By making education about emotional resilience, empathy, and neighborhood responsibility compulsory, we are not only preparing children and youth for the challenges of climate change, but also initiating a paradigm shift that is once again changing the nature of work. Management philosopher Peter Drucker has described just such a change in work as an event that may transform civilization like no other, which is undoubtedly exactly what we need right now.

Very few events have as much impact on civilization as a change in the basic principles of organizing work.

Peter F. Druckler

A renewed and final look at the longitudinal perspective shows us a non-obvious connection between demographic development and the principles around which mankind has organized work. A highly simplified attempt to classify the changes shows that since the Neolithic Revolution, work has become increasingly organized by an orientation towards power and profit, and as a result, more and more people have lost the joy in their work.

The ecological turning point that we have undoubtedly reached could herald a post-industrial understanding of work, which on the one hand is again more self-organized, but on the other hand takes the worker into responsibility and asks him to organize his work according to social and ecological impact. As Mahatma Gandhi once said, our planet offers enough to satisfy the needs of every human being, but not their greed.

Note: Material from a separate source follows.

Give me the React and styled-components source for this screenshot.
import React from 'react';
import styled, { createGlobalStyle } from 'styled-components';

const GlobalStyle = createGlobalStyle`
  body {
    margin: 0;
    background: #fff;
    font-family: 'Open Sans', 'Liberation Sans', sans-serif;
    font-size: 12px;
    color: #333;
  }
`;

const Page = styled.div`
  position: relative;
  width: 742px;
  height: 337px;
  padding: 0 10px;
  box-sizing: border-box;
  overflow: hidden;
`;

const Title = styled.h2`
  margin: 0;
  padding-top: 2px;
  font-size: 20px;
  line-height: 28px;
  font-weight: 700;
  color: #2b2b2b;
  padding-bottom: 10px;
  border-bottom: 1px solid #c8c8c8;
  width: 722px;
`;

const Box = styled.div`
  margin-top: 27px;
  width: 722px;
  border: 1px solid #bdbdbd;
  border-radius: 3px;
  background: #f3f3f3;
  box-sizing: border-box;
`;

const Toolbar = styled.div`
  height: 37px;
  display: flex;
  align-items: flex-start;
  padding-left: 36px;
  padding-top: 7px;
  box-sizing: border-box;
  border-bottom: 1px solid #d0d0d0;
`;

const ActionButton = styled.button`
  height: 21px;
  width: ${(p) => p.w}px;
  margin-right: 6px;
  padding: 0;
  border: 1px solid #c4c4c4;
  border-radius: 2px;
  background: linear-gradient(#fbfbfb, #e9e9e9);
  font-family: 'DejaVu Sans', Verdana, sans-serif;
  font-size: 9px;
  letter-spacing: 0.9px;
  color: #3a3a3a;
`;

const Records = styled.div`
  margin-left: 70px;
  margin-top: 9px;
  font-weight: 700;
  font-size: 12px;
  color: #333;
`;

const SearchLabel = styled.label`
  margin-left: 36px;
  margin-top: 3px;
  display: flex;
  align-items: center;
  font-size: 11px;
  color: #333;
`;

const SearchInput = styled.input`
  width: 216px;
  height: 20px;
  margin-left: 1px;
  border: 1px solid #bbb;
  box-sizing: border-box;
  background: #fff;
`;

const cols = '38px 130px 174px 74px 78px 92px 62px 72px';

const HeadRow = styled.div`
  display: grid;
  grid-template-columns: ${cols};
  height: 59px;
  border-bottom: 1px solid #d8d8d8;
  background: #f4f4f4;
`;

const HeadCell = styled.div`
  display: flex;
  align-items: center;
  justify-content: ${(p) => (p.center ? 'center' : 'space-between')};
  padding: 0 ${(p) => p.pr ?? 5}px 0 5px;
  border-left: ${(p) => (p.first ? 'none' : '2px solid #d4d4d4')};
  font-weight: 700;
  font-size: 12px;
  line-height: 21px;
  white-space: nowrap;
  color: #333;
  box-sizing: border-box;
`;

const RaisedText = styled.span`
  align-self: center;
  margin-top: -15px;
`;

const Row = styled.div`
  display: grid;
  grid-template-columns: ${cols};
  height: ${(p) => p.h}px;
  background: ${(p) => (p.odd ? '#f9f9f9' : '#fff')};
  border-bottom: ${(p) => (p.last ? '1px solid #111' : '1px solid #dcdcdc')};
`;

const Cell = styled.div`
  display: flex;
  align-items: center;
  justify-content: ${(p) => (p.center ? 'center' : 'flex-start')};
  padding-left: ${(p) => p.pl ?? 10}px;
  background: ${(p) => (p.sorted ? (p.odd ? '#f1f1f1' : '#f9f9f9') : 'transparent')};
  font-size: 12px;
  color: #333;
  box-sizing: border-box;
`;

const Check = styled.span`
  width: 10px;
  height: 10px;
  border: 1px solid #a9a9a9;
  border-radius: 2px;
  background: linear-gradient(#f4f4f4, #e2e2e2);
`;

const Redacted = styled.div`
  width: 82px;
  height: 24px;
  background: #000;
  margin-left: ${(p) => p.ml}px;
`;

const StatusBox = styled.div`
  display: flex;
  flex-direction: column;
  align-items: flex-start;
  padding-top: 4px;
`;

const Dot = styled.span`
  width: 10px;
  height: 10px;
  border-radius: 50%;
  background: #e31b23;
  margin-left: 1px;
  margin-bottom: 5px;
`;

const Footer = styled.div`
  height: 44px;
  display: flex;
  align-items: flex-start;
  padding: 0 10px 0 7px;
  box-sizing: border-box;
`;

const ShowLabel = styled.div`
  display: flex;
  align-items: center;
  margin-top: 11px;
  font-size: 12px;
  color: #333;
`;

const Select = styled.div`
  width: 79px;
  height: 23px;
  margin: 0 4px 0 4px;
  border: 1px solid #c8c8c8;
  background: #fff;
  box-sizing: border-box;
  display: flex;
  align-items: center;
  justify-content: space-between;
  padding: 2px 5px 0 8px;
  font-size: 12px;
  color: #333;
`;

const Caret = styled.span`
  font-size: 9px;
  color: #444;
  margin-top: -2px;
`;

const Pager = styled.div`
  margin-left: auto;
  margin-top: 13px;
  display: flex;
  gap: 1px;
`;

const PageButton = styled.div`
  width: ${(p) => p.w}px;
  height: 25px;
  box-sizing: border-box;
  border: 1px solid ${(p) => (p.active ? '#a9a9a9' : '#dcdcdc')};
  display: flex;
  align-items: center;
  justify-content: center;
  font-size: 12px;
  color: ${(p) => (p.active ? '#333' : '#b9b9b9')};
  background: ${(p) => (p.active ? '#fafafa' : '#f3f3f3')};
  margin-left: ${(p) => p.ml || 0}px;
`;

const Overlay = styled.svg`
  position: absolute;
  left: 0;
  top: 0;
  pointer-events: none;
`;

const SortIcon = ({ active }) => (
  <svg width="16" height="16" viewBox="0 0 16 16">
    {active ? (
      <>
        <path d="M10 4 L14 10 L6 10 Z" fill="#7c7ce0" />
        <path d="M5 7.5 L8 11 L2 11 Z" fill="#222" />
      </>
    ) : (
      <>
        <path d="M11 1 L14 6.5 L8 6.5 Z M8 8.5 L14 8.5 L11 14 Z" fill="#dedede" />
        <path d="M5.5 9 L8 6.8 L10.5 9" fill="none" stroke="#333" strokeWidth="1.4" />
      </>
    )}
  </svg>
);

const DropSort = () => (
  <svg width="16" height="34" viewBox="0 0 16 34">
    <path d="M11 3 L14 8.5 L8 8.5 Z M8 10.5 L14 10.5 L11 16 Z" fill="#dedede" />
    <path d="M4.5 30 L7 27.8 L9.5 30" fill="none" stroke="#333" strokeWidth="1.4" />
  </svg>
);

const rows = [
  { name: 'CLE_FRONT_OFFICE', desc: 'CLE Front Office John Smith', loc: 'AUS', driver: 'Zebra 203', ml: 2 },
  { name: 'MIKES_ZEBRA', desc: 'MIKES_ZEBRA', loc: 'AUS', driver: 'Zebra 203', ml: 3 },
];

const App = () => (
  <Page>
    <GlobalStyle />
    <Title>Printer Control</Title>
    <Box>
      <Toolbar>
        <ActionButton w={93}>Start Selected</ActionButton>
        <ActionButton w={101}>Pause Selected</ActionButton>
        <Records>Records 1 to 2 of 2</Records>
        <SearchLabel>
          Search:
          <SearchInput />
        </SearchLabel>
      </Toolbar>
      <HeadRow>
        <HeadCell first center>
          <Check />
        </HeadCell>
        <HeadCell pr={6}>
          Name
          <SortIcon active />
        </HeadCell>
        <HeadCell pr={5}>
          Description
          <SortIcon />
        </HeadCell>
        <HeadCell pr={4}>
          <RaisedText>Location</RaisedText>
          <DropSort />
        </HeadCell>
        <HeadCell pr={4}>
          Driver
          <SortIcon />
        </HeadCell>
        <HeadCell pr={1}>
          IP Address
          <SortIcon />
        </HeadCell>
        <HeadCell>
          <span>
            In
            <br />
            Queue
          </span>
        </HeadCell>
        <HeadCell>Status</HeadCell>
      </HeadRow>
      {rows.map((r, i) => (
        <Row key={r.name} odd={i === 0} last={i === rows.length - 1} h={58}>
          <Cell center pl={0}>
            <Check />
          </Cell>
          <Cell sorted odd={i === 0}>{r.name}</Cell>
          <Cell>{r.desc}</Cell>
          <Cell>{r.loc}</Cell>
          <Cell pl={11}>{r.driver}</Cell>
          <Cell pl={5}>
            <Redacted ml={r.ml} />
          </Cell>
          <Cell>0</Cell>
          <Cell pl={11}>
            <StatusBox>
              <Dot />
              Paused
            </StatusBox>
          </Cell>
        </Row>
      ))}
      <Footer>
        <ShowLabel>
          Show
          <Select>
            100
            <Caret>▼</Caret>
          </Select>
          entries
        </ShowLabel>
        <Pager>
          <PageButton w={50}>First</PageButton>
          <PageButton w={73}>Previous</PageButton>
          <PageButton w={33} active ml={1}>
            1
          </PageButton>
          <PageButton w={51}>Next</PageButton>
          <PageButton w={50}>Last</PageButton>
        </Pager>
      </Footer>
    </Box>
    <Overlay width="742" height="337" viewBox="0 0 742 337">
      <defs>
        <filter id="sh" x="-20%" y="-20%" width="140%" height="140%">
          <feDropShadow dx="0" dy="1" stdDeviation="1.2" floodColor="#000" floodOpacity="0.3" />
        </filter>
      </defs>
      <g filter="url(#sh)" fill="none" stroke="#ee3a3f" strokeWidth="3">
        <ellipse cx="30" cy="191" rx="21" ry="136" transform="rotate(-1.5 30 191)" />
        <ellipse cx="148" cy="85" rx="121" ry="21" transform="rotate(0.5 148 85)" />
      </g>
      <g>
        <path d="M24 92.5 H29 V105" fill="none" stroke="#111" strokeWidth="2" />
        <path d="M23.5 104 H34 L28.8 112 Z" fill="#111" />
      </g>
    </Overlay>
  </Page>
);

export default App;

The change from hunter-gatherer, to farmer, to worker, to information worker, could therefore really result in a “half famer / half x impact worker”: a person who, within a healthy economic framework, must ask himself where he can meaningfully contribute to strengthen the local community and the global ecosystem. This change will be a long-term one, as indicated at the beginning, marking a new stage of cultural evolution in which work may once again be understood as a playful vocation – not only by a happy few but by the majority of mankind.